**Short exercise**: Restate the material word for word and leave out anything that is a picture.

**Provided data**:
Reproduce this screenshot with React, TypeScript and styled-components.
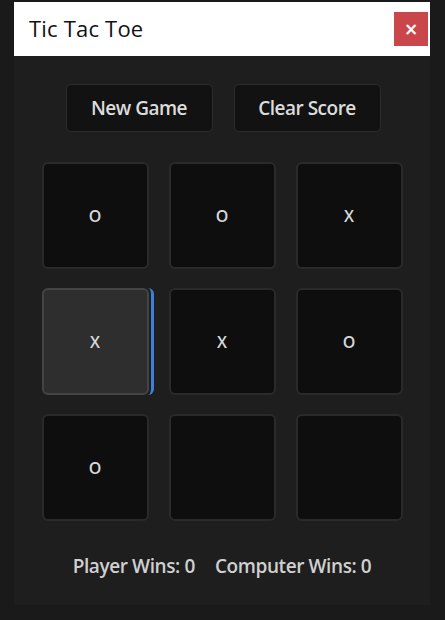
import React from "react";
import styled, { createGlobalStyle } from "styled-components";

const board = ["O", "O", "X", "X", "X", "O", "O", "", ""];

const GlobalStyle = createGlobalStyle`
  html, body {
    margin: 0;
    padding: 0;
    background: #1a1a1a;
  }
`;

function App() {
  return (
    <>
      <GlobalStyle />
      <Page>
        <Window>
          <TitleBar>
            <Title>Tic Tac Toe</Title>
            <CloseButton aria-label="Close">×</CloseButton>
          </TitleBar>
          <Body>
            <Actions>
              <ActionButton>New Game</ActionButton>
              <ActionButton>Clear Score</ActionButton>
            </Actions>
            <Board>
              {board.map((value, i) => (
                <Cell key={i} $focused={i === 3}>
                  {value}
                </Cell>
              ))}
            </Board>
            <Score>
              <span>Player Wins: 0</span>
              <span>Computer Wins: 0</span>
            </Score>
          </Body>
        </Window>
      </Page>
    </>
  );
}

const Page = styled.div`
  width: 445px;
  height: 620px;
  padding: 2px 0 0 14px;
  box-sizing: border-box;
`;

const Window = styled.div`
  width: 416px;
  height: 603px;
  background: #1e1e1e;
  display: flex;
  flex-direction: column;
`;

const TitleBar = styled.div`
  height: 54px;
  background: #ffffff;
  display: flex;
  align-items: center;
  justify-content: space-between;
  padding: 0 2px 0 15px;
`;

const Title = styled.div`
  font-family: "Open Sans", sans-serif;
  font-size: 22px;
  color: #111;
  margin-top: -2px;
  letter-spacing: 0.2px;
`;

const CloseButton = styled.button`
  width: 34px;
  height: 34px;
  border: none;
  padding: 0;
  background: #c9474a;
  color: #fff;
  font-family: "DejaVu Sans", sans-serif;
  font-weight: 700;
  font-size: 17px;
  line-height: 34px;
`;

const Body = styled.div`
  display: flex;
  flex-direction: column;
  align-items: center;
  padding-top: 28px;
`;

const Actions = styled.div`
  display: flex;
  gap: 21px;
  margin-left: 2px;
`;

const ActionButton = styled.button`
  width: 147px;
  height: 48px;
  background: #121212;
  border: 1px solid #2c2c2c;
  border-radius: 5px;
  color: #dcdcdc;
  font-family: "Open Sans", sans-serif;
  font-size: 19px;
  font-weight: 600;
  letter-spacing: -0.5px;
`;

const Board = styled.div`
  display: grid;
  grid-template-columns: repeat(3, 107px);
  grid-auto-rows: 107px;
  column-gap: 20px;
  row-gap: 19px;
  margin-top: 30px;
`;

const Cell = styled.button<{ $focused?: boolean }>`
  position: relative;
  background: ${(p) => (p.$focused ? "#2e2e2e" : "#0e0e0e")};
  border: 2px solid ${(p) => (p.$focused ? "#444444" : "#2a2a2a")};
  border-radius: 6px;
  color: #d8d8d8;
  font-family: "Open Sans", sans-serif;
  font-size: 16px;
  font-weight: 600;
  padding: 0;

  ${(p) =>
    p.$focused &&
    `
    &::after {
      content: "";
      position: absolute;
      top: -2px;
      bottom: -2px;
      right: -7px;
      width: 6px;
      border-right: 3px solid #3d7fd9;
      border-radius: 0 6px 6px 0;
    }
  `}
`;

const Score = styled.div`
  display: flex;
  gap: 20px;
  margin-top: 32px;
  font-family: "Open Sans", sans-serif;
  font-size: 19px;
  font-weight: 600;
  letter-spacing: -0.4px;
  color: #d0d0d0;
`;

export default App;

**Solution to this task**:
Reproduce this screenshot with React, TypeScript and styled-components.
import React from "react";
import styled, { createGlobalStyle } from "styled-components";

const board = ["O", "O", "X", "X", "X", "O", "O", "", ""];

const GlobalStyle = createGlobalStyle`
  html, body {
    margin: 0;
    padding: 0;
    background: #1a1a1a;
  }
`;

function App() {
  return (
    <>
      <GlobalStyle />
      <Page>
        <Window>
          <TitleBar>
            <Title>Tic Tac Toe</Title>
            <CloseButton aria-label="Close">×</CloseButton>
          </TitleBar>
          <Body>
            <Actions>
              <ActionButton>New Game</ActionButton>
              <ActionButton>Clear Score</ActionButton>
            </Actions>
            <Board>
              {board.map((value, i) => (
                <Cell key={i} $focused={i === 3}>
                  {value}
                </Cell>
              ))}
            </Board>
            <Score>
              <span>Player Wins: 0</span>
              <span>Computer Wins: 0</span>
            </Score>
          </Body>
        </Window>
      </Page>
    </>
  );
}

const Page = styled.div`
  width: 445px;
  height: 620px;
  padding: 2px 0 0 14px;
  box-sizing: border-box;
`;

const Window = styled.div`
  width: 416px;
  height: 603px;
  background: #1e1e1e;
  display: flex;
  flex-direction: column;
`;

const TitleBar = styled.div`
  height: 54px;
  background: #ffffff;
  display: flex;
  align-items: center;
  justify-content: space-between;
  padding: 0 2px 0 15px;
`;

const Title = styled.div`
  font-family: "Open Sans", sans-serif;
  font-size: 22px;
  color: #111;
  margin-top: -2px;
  letter-spacing: 0.2px;
`;

const CloseButton = styled.button`
  width: 34px;
  height: 34px;
  border: none;
  padding: 0;
  background: #c9474a;
  color: #fff;
  font-family: "DejaVu Sans", sans-serif;
  font-weight: 700;
  font-size: 17px;
  line-height: 34px;
`;

const Body = styled.div`
  display: flex;
  flex-direction: column;
  align-items: center;
  padding-top: 28px;
`;

const Actions = styled.div`
  display: flex;
  gap: 21px;
  margin-left: 2px;
`;

const ActionButton = styled.button`
  width: 147px;
  height: 48px;
  background: #121212;
  border: 1px solid #2c2c2c;
  border-radius: 5px;
  color: #dcdcdc;
  font-family: "Open Sans", sans-serif;
  font-size: 19px;
  font-weight: 600;
  letter-spacing: -0.5px;
`;

const Board = styled.div`
  display: grid;
  grid-template-columns: repeat(3, 107px);
  grid-auto-rows: 107px;
  column-gap: 20px;
  row-gap: 19px;
  margin-top: 30px;
`;

const Cell = styled.button<{ $focused?: boolean }>`
  position: relative;
  background: ${(p) => (p.$focused ? "#2e2e2e" : "#0e0e0e")};
  border: 2px solid ${(p) => (p.$focused ? "#444444" : "#2a2a2a")};
  border-radius: 6px;
  color: #d8d8d8;
  font-family: "Open Sans", sans-serif;
  font-size: 16px;
  font-weight: 600;
  padding: 0;

  ${(p) =>
    p.$focused &&
    `
    &::after {
      content: "";
      position: absolute;
      top: -2px;
      bottom: -2px;
      right: -7px;
      width: 6px;
      border-right: 3px solid #3d7fd9;
      border-radius: 0 6px 6px 0;
    }
  `}
`;

const Score = styled.div`
  display: flex;
  gap: 20px;
  margin-top: 32px;
  font-family: "Open Sans", sans-serif;
  font-size: 19px;
  font-weight: 600;
  letter-spacing: -0.4px;
  color: #d0d0d0;
`;

export default App;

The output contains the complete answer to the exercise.